There was more of it in Gary Richardson's interview with Marvin Hagler in Rome. Though it was interesting to see what Marvelous Marvin is up to, establishing a career as a bad guy in Italian action flicks, the mateyness was splattered all over the screen. The Americans talk about "the hairball factor" (think Friends), and it's perfectly suited to a programme that seems determined to honour the spirit of the sillier bits of Sports Review of the Year.
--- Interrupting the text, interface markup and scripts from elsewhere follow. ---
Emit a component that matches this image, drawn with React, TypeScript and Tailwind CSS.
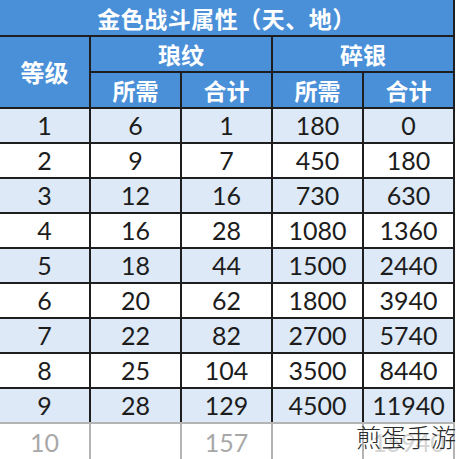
import React from 'react';

const rows: [string, string, string, string, string][] = [
    ['1', '6', '1', '180', '0'],
    ['2', '9', '7', '450', '180'],
    ['3', '12', '16', '730', '630'],
    ['4', '16', '28', '1080', '1360'],
    ['5', '18', '44', '1500', '2440'],
    ['6', '20', '62', '1800', '3940'],
    ['7', '22', '82', '2700', '5740'],
    ['8', '25', '104', '3500', '8440'],
    ['9', '28', '129', '4500', '11940'],
];

const head = 'bg-[#4a90d9] text-white font-bold text-[23px] flex items-center justify-center';
const cjk = { fontFamily: '"Noto Sans CJK SC", "Noto Sans", sans-serif' };
const num = { fontFamily: 'Lato, "Noto Sans CJK SC", sans-serif' };

const App: React.FC = () => {
    return (
        <div className="w-[456px] h-[459px] bg-white overflow-hidden relative">
            <div
                className="grid grid-cols-[89px_89px_89px_89px_89px] grid-rows-[35px_34px_34px] gap-[2px] bg-[#1e1e1e] w-[455px] pr-[2px] pb-[2px]"
                style={cjk}
            >
                <div className={`${head} col-span-5 tracking-[0.5px] pt-[2px]`}>金色战斗属性（天、地）</div>
                <div className={`${head} row-span-2 text-[24px]`}>等级</div>
                <div className={`${head} col-span-2`}>琅纹</div>
                <div className={`${head} col-span-2`}>碎银</div>
                <div className={head}>所需</div>
                <div className={head}>合计</div>
                <div className={head}>所需</div>
                <div className={head}>合计</div>
            </div>
            <div
                className="grid grid-cols-[89px_89px_89px_89px_89px] auto-rows-[33px] gap-[2px] bg-[#1e1e1e] w-[455px] pr-[2px]"
                style={num}
            >
                {rows.map((r, i) =>
                    r.map((v, j) => (
                        <div
                            key={`${i}-${j}`}
                            className={`flex items-center justify-center text-[25px] text-[#1c1c1c] ${i % 2 === 0 ? 'bg-[#dde9f6]' : 'bg-white'}`}
                        >
                            {v}
                        </div>
                    ))
                )}
            </div>
            <div className="relative">
                <div
                    className="grid grid-cols-[89px_89px_89px_89px_89px] h-[37px] gap-[2px] bg-[#b4b4b4] w-[455px] py-[2px] pr-[2px]"
                    style={num}
                >
                    <div className="bg-white flex items-center justify-center text-[25px] text-[#a8a8a8]">10</div>
                    <div className="bg-white" />
                    <div className="bg-white flex items-center justify-center text-[25px] text-[#a8a8a8]">157</div>
                    <div className="bg-white" />
                    <div className="bg-white flex items-center justify-center text-[25px] text-[#d4d4d4]">15940</div>
                </div>
                {/* watermark over the faded last row */}
                <div
                    className="absolute left-[356px] top-[2px] text-[25px] leading-none text-[#2a2a2a] whitespace-nowrap font-light"
                    style={cjk}
                >
                    煎蛋手游
                </div>
            </div>
        </div>
    );
};

export default App;
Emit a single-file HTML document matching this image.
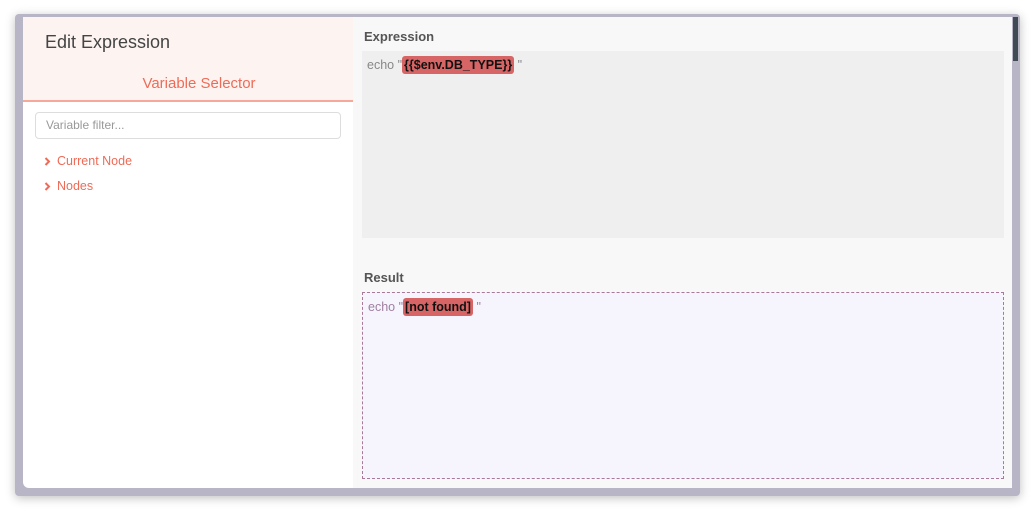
<!DOCTYPE html>
<html><head><meta charset="utf-8"><style>
body{margin:0;width:1035px;height:511px;background:#fff;position:relative;overflow:hidden;font-family:"Liberation Sans",sans-serif}
.frame{position:absolute;left:15px;top:14px;width:1005px;height:482px;background:#b8b6c6;border-radius:4px;box-shadow:0 2px 10px rgba(0,0,0,.25)}
.dlg{position:absolute;left:23px;top:17px;width:989px;height:471px;background:#fff;border-radius:0 0 0 6px;overflow:hidden}
.lh{position:absolute;left:0;top:0;width:330px;height:83px;background:#fdf4f1;border-bottom:2px solid #f4a99a}
.title{position:absolute;left:22px;top:15px;font-size:18px;color:#444}
.vs{position:absolute;left:0;width:352px;top:58px;text-align:center;font-size:15px;color:#ee6b57}
.filter{position:absolute;left:12px;top:95px;width:294px;height:25px;border:1px solid #ddd;border-radius:4px;font-size:12px;color:#999;line-height:25px;padding-left:10px}
.item{position:absolute;left:34px;font-size:12.5px;color:#ee6b57}
.chev{position:absolute;left:20px;width:9px;height:9px}
.right{position:absolute;left:330px;top:0;width:659px;height:471px;background:#f8f8f8}
.lbl{position:absolute;left:11px;font-size:13px;font-weight:bold;color:#555}
.box{position:absolute;left:9px;width:642px;background:#efefef}
.code{position:absolute;left:5px;top:7px;font-size:12.5px;color:#888}
.tag{background:#d86565;color:#111;font-weight:bold;padding:2px 2px;border-radius:3px}
.sb{position:absolute;left:1013px;top:17px;width:5px;height:44px;background:#3f4a55}
</style></head><body>
<div class="frame"></div>
<div class="dlg">
<div class="lh"><div class="title">Edit Expression</div></div>
<div class="vs">Variable Selector</div>
<div class="filter">Variable filter...</div>
<svg class="chev" style="top:140px" viewBox="0 0 9 9"><path d="M2.5 1 L6 4.5 L2.5 8" fill="none" stroke="#ee6b57" stroke-width="2"/></svg>
<div class="item" style="top:137px">Current Node</div>
<svg class="chev" style="top:165px" viewBox="0 0 9 9"><path d="M2.5 1 L6 4.5 L2.5 8" fill="none" stroke="#ee6b57" stroke-width="2"/></svg>
<div class="item" style="top:162px">Nodes</div>
<div class="right">
<div class="lbl" style="top:12px">Expression</div>
<div class="box" style="top:34px;height:187px"><div class="code">echo "<span class="tag">{{$env.DB_TYPE}}</span> "</div></div>
<div class="lbl" style="top:253px">Result</div>
<div class="box" style="top:275px;height:185px;background:#f6f4fd;border:1px dashed #a87a98;width:640px"><div class="code" style="color:#a080a0">echo "<span class="tag">[not found]</span> "</div></div>
</div>
</div>
<div class="sb"></div>
</body></html>
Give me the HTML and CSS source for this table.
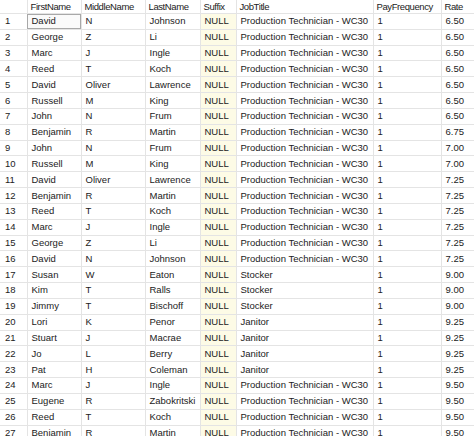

Hansen and Merson fared no better, Inverdale spending 3min 39sec and 5min 56sec respectively on them. There was more Chris Morris to savour: "There is still something comic about the hop, step and jump", for example. No. No there isn't. His opening gambit with Merson was also a gem, as he inquired what the Middlesbrough player would do should the First Division Championship trophy be passed round the dressing-room full of champagne. I was embarrassed for Merson, whose honest, serious approach was horribly offset by the bantering tone. Inverdale wrapped up the interview by telling him, "In the words of the song, you were knocked down and got back up again," a crass and clumsy reference to Chumbawumba's No 1 drinking song. Nice touch, that, when you're interviewing an alcoholic.

He just meant it as a bit of fun, I guess. Maybe it's just me, maybe I've turned into a sour old git, but I want more. I want to be made to think, I want to be surprised. I don't want to feel that the 45 minutes squandered on watching On Side would have been better spent drilling a hole in my skull and sucking my brains out. Anybody who required even a minimal sense of having their horizons expanded would have ended up last Monday like me, screaming at the screen.